А ученики, не знаю, заметила ли ты, возможно, ты ещё не полностью пришла в себя, стадо рослых и неуклюжих юнцов с бритыми черепами, каждый из которых боролся за право быть к тебе ближе всех, прикоснуться к тебе, впитать твой взгляд или улыбку и прокричать тебе страшно важную вещь, которая именно в эту минуту не даёт покоя, это было довольно смешно…

«Смешно» — неверное слово. Зимородка жалко. Ведь даже у того, кто стоял совсем в стороне, возник в эту минуту странный и неожиданный импульс, просто стыдно сейчас вспоминать — дикий импульс птенца, разинувшего клюв от внезапного, смертельного приступа голода — я, я, учительница, меня, меня…

Хватит, довольно.
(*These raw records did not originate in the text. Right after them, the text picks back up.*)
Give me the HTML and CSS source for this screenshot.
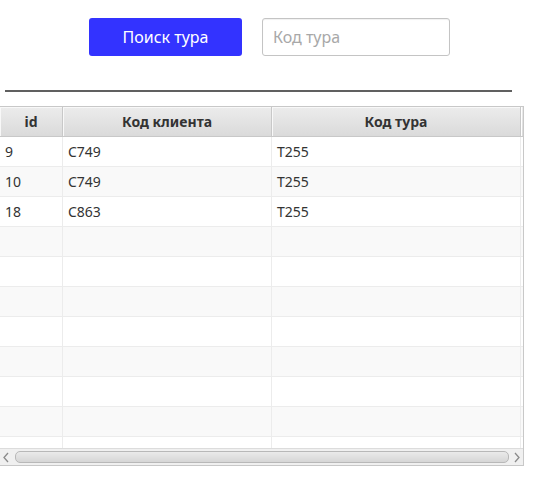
FILE: index.html
```html
<!DOCTYPE html>
<html lang="ru">
<head>
<meta charset="utf-8">
<link rel="stylesheet" href="styles.css">
</head>
<body>
<div class="toolbar">
  <button class="btn">Поиск тура</button>
  <input class="field" type="text" placeholder="Код тура">
</div>
<div class="sep"></div>
<div class="table">
  <div class="head">
    <div class="hc c1">id</div>
    <div class="hc c2">Код клиента</div>
    <div class="hc c3">Код тура</div>
    <div class="hfill"></div>
  </div>
  <div class="body">
    <div class="row"><div class="cell c1">9</div><div class="cell c2">C749</div><div class="cell c3">T255</div></div>
    <div class="row odd"><div class="cell c1">10</div><div class="cell c2">C749</div><div class="cell c3">T255</div></div>
    <div class="row"><div class="cell c1">18</div><div class="cell c2">C863</div><div class="cell c3">T255</div></div>
    <div class="row odd"><div class="cell c1"></div><div class="cell c2"></div><div class="cell c3"></div></div>
    <div class="row"><div class="cell c1"></div><div class="cell c2"></div><div class="cell c3"></div></div>
    <div class="row odd"><div class="cell c1"></div><div class="cell c2"></div><div class="cell c3"></div></div>
    <div class="row"><div class="cell c1"></div><div class="cell c2"></div><div class="cell c3"></div></div>
    <div class="row odd"><div class="cell c1"></div><div class="cell c2"></div><div class="cell c3"></div></div>
    <div class="row"><div class="cell c1"></div><div class="cell c2"></div><div class="cell c3"></div></div>
    <div class="row odd"><div class="cell c1"></div><div class="cell c2"></div><div class="cell c3"></div></div>
    <div class="row"><div class="cell c1"></div><div class="cell c2"></div><div class="cell c3"></div></div>
  </div>
  <div class="hscroll">
    <svg class="arrow" width="12" height="17" viewBox="0 0 12 17"><path d="M8 4 L4 8.5 L8 13" fill="none" stroke="#8a8a8a" stroke-width="1.3"/></svg>
    <div class="thumb"></div>
    <svg class="arrow" width="12" height="17" viewBox="0 0 12 17"><path d="M4 4 L8 8.5 L4 13" fill="none" stroke="#8a8a8a" stroke-width="1.3"/></svg>
  </div>
</div>
</body>
</html>
```
FILE: styles.css
```css
* { box-sizing: border-box; }
body {
  margin: 0;
  background: #fff;
  font-family: "Noto Sans", "Open Sans", sans-serif;
  color: #333;
}
.toolbar {
  display: flex;
  gap: 20px;
  padding: 18px 0 0 89px;
  height: 56px;
}
.btn {
  width: 153px;
  height: 38px;
  background: #3333ff;
  color: #fff;
  border: none;
  border-radius: 3px;
  font-family: inherit;
  font-size: 16px;
  padding: 0;
}
.field {
  width: 188px;
  height: 38px;
  border: 1px solid #c4c4c4;
  border-radius: 3px;
  padding: 0 10px;
  font-family: inherit;
  font-size: 16px;
  color: #333;
  box-shadow: inset 0 1px 1px rgba(0,0,0,0.06);
}
.field::placeholder { color: #a8a8a8; }
.sep {
  margin: 34px 0 0 5px;
  width: 507px;
  height: 2px;
  background: #606060;
}
.table {
  margin-top: 14px;
  width: 524px;
  height: 360px;
  border: 1px solid #c8c8c8;
  border-left: none;
  display: flex;
  flex-direction: column;
  font-size: 14px;
}
.head {
  display: flex;
  height: 30px;
  flex: none;
  border-bottom: 1px solid #c8c8c8;
}
.hc {
  background: linear-gradient(#ececec, #dadada);
  border-right: 1px solid #c8c8c8;
  box-shadow: inset 1px 1px 0 #f8f8f8;
  font-weight: bold;
  text-align: center;
  line-height: 29px;
  color: #333;
}
.hfill {
  flex: 1;
  background: linear-gradient(#ececec, #dadada);
  border-left: 1px solid #fff;
}
.c1 { width: 63px; }
.c2 { width: 209px; }
.c3 { width: 249px; }
.body {
  flex: 1;
  overflow: hidden;
}
.row {
  display: flex;
  height: 30px;
  border-bottom: 1px solid #ececec;
  background: #fff;
}
.row.odd { background: #f9f9f9; }
.cell {
  border-right: 1px solid #ececec;
  padding-left: 5px;
  line-height: 29px;
}
.hscroll {
  flex: none;
  height: 17px;
  display: flex;
  align-items: center;
  background: #f0f0f0;
  border-top: 1px solid #dcdcdc;
}
.arrow { flex: none; }
.thumb {
  flex: 1;
  height: 12px;
  margin: 0 2px 0 3px;
  border: 1px solid #b8b8b8;
  border-radius: 5px;
  background: linear-gradient(#eaeaea, #d6d6d6);
}
```
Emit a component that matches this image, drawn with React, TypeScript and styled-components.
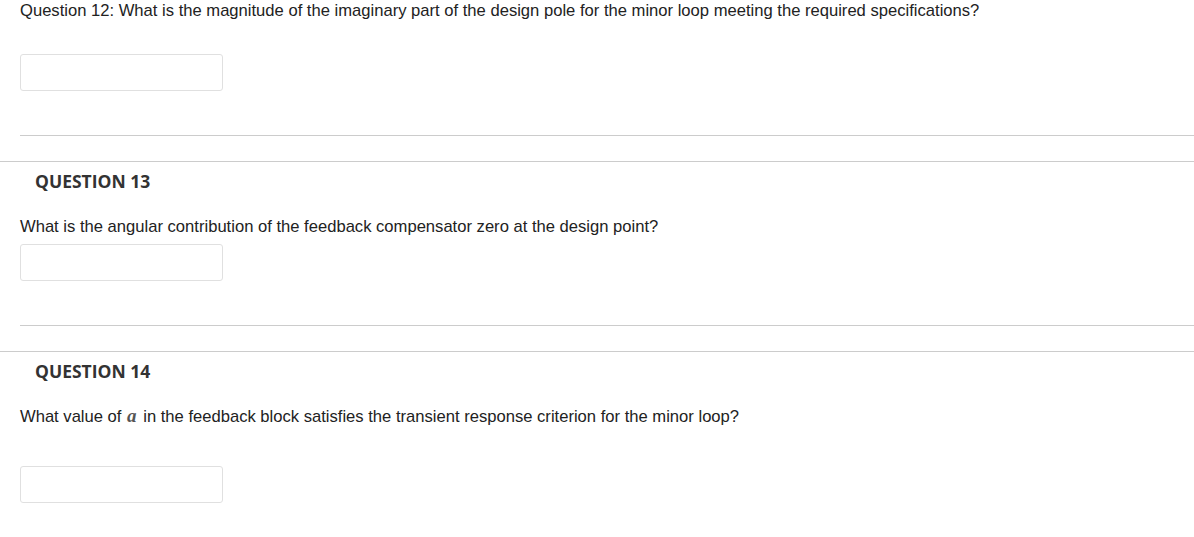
import React from "react";
import styled, { createGlobalStyle } from "styled-components";

const GlobalStyle = createGlobalStyle`
  html, body {
    margin: 0;
    padding: 0;
    background: #ffffff;
  }
  body {
    font-family: "Liberation Sans", Arial, sans-serif;
  }
`;

const Page = styled.div`
  display: flex;
  flex-direction: column;
  width: 100%;
`;

const Question = styled.section`
  display: flex;
  flex-direction: column;
`;

const Heading = styled.h3`
  margin: 7px 0 0 0;
  padding-left: 35px;
  font-family: "Open Sans", "Noto Sans", sans-serif;
  font-weight: 700;
  font-size: 17.5px;
  line-height: 24px;
  color: #333333;
`;

const Prompt = styled.p<{ $top: number }>`
  margin: ${(p) => p.$top}px 0 0 0;
  padding-left: 20px;
  font-family: "Liberation Sans", Arial, sans-serif;
  font-size: 16.6px;
  line-height: 22px;
  color: #222222;
`;

const MathVar = styled.span`
  font-family: "Liberation Serif", "Times New Roman", serif;
  font-style: italic;
  font-weight: 700;
  font-size: 19px;
  line-height: 0;
  color: #555555;
  padding: 0 2px 0 1px;
`;

const Answer = styled.input<{ $top: number }>`
  display: block;
  box-sizing: border-box;
  margin: ${(p) => p.$top}px 0 0 20px;
  width: 203px;
  height: 37px;
  border: 1px solid #e0e0e0;
  border-radius: 3px;
  background: #ffffff;
  outline: none;
  padding: 0 8px;
`;

const InnerRule = styled.hr`
  margin: 44px 0 0 20px;
  border: 0;
  border-top: 1px solid #cccccc;
  height: 0;
`;

const SectionRule = styled.hr`
  margin: 25px 0 0 0;
  border: 0;
  border-top: 1px solid #cccccc;
  height: 0;
`;

export default function App() {
  return (
    <>
      <GlobalStyle />
      <Page>
        <Question>
          <Prompt $top={0}>
            Question 12: What is the magnitude of the imaginary part of the design pole for the minor loop meeting the required specifications?
          </Prompt>
          <Answer $top={32} type="text" aria-label="Answer 12" />
          <InnerRule />
        </Question>
        <SectionRule />
        <Question>
          <Heading>QUESTION 13</Heading>
          <Prompt $top={23}>
            What is the angular contribution of the feedback compensator zero at the design point?
          </Prompt>
          <Answer $top={6} type="text" aria-label="Answer 13" />
          <InnerRule />
        </Question>
        <SectionRule />
        <Question>
          <Heading>QUESTION 14</Heading>
          <Prompt $top={23}>
            What value of <MathVar>a</MathVar> in the feedback block satisfies the transient response criterion for the minor loop?
          </Prompt>
          <Answer $top={38} type="text" aria-label="Answer 14" />
        </Question>
      </Page>
    </>
  );
}
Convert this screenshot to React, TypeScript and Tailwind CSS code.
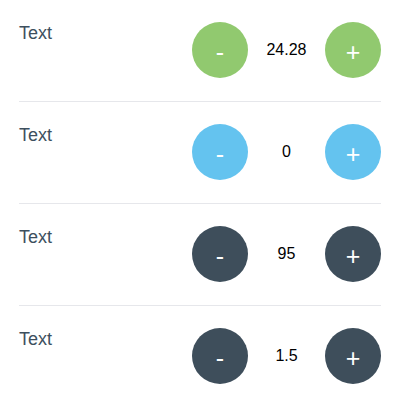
import { useState } from 'react'

interface Counter {
    label: string
    value: number
    tone: 'green' | 'blue' | 'dark'
}

const toneClass = {
    green: 'bg-[#91c96f]',
    blue: 'bg-[#64c3ef]',
    dark: 'bg-[#3e4e5b]',
}

const RoundButton = ({ symbol, tone, onClick }: { symbol: string, tone: Counter['tone'], onClick: () => void }) => {
    return (
        <button
            onClick={onClick}
            className={`w-14 h-14 rounded-full flex items-center justify-center pt-[4px] text-white text-[25px] leading-none ${toneClass[tone]}`}
        >
            {symbol}
        </button>
    )
}

const CounterRow = ({ counter, onChange }: { counter: Counter, onChange: (delta: number) => void }) => {
    return (
        <div className="flex flex-row items-start justify-between pt-[22px] pb-[23px] border-b border-[#e6e7eb]">
            <div className="text-[18px] leading-[22px] text-[#3d4f5e]">{counter.label}</div>
            <div className="flex flex-row items-center">
                <RoundButton symbol="-" tone={counter.tone} onClick={() => onChange(-1)} />
                <div className="w-[77px] text-center text-[16px] text-black">{counter.value}</div>
                <RoundButton symbol="+" tone={counter.tone} onClick={() => onChange(1)} />
            </div>
        </div>
    )
}

export default function App() {
    const [counters, setCounters] = useState<Counter[]>([
        { label: 'Text', value: 24.28, tone: 'green' },
        { label: 'Text', value: 0, tone: 'blue' },
        { label: 'Text', value: 95, tone: 'dark' },
        { label: 'Text', value: 1.5, tone: 'dark' },
    ])

    const change = (index: number, delta: number) => {
        setCounters(prev => prev.map((c, i) => (
            i === index ? { ...c, value: Math.round((c.value + delta) * 100) / 100 } : c
        )))
    }

    return (
        <div className="w-[400px] h-[406px] bg-white px-[19px] font-['Liberation_Sans',Arial,sans-serif] overflow-hidden">
            {counters.map((c, i) => (
                <div key={i} className={i === counters.length - 1 ? '[&>div]:border-b-0' : ''}>
                    <CounterRow counter={c} onChange={delta => change(i, delta)} />
                </div>
            ))}
        </div>
    )
}
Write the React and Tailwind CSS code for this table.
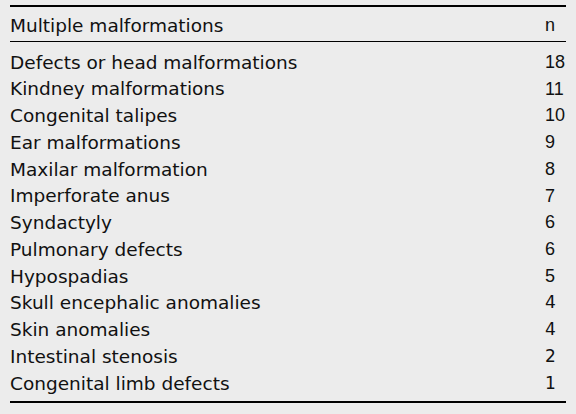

С каждым словом я всё больше себя унижаю: пожалуйста, возьми лист бумаги и напиши пару слов, одного тоже достаточно, «да» или «нет». Мне сейчас не осилить длинного письма от тебя. Напиши: «Сожалею, я пыталась привыкнуть к тебе, очень старалась, но не смогла одолеть твоих выходок и фантазий».

Ну, ладно. Решено. По крайней мере, мы знаем, что нас ждёт. Я, очевидно, ещё некоторое время буду молча, про себя выкрикивать твоё имя. В конце концов, рана затянется. Может, схожу ещё раз в Рамат-Рахель или в другое место за городом, место, где нет людей, и которое всё-таки немного наше, и закричу во весь голос: Мирьям, Мирьям, Мирь-ям!


Яир


Не бойся. Ещё денёк-другой. Потихоньку осыпятся буквы, и тебе останется только мой обычный крик — и-а! И-а!

10 июня

Вышло так, что твоё письмо пришло, когда у меня уже совсем не осталось сил. Я открыл ящик только по привычке, как открывал десятки раз за последнюю неделю, и там был белый конверт. Я стоял и смотрел на него, и ничего не чувствовал, кроме усталости. Может быть, ещё страх. Я уж надеялся, что привык к мысли о том, что всё кончилось, замерзло навсегда, откуда взять мне силы на боль от разморозки.

…Я, разумеется, прочитал. Раз, другой, ещё раз. До сих пор не понимаю, как я мог так быстро расклеиться от перерыва в одну лишь неделю. Поверишь, по моим ощущениям тебя не было, по меньшей мере, месяц?

Будто я только и ждал повода так над собой поиздеваться.

Сегодня мне нечего добавить. Я рад, что ты вернулась, что мы вернулись, что тебе и в голову не приходило исчезать. Наоборот.

Я всё ещё сержусь на тебя, как же ты не подумала, что я буду страдать. Как же ты меня не знаешь, ты! Хоть бы записку прислала перед отъездом. Или открытку с автовокзала в Рош-Пине. Это заняло бы у тебя десять минут, не больше, а меня избавило бы от многого.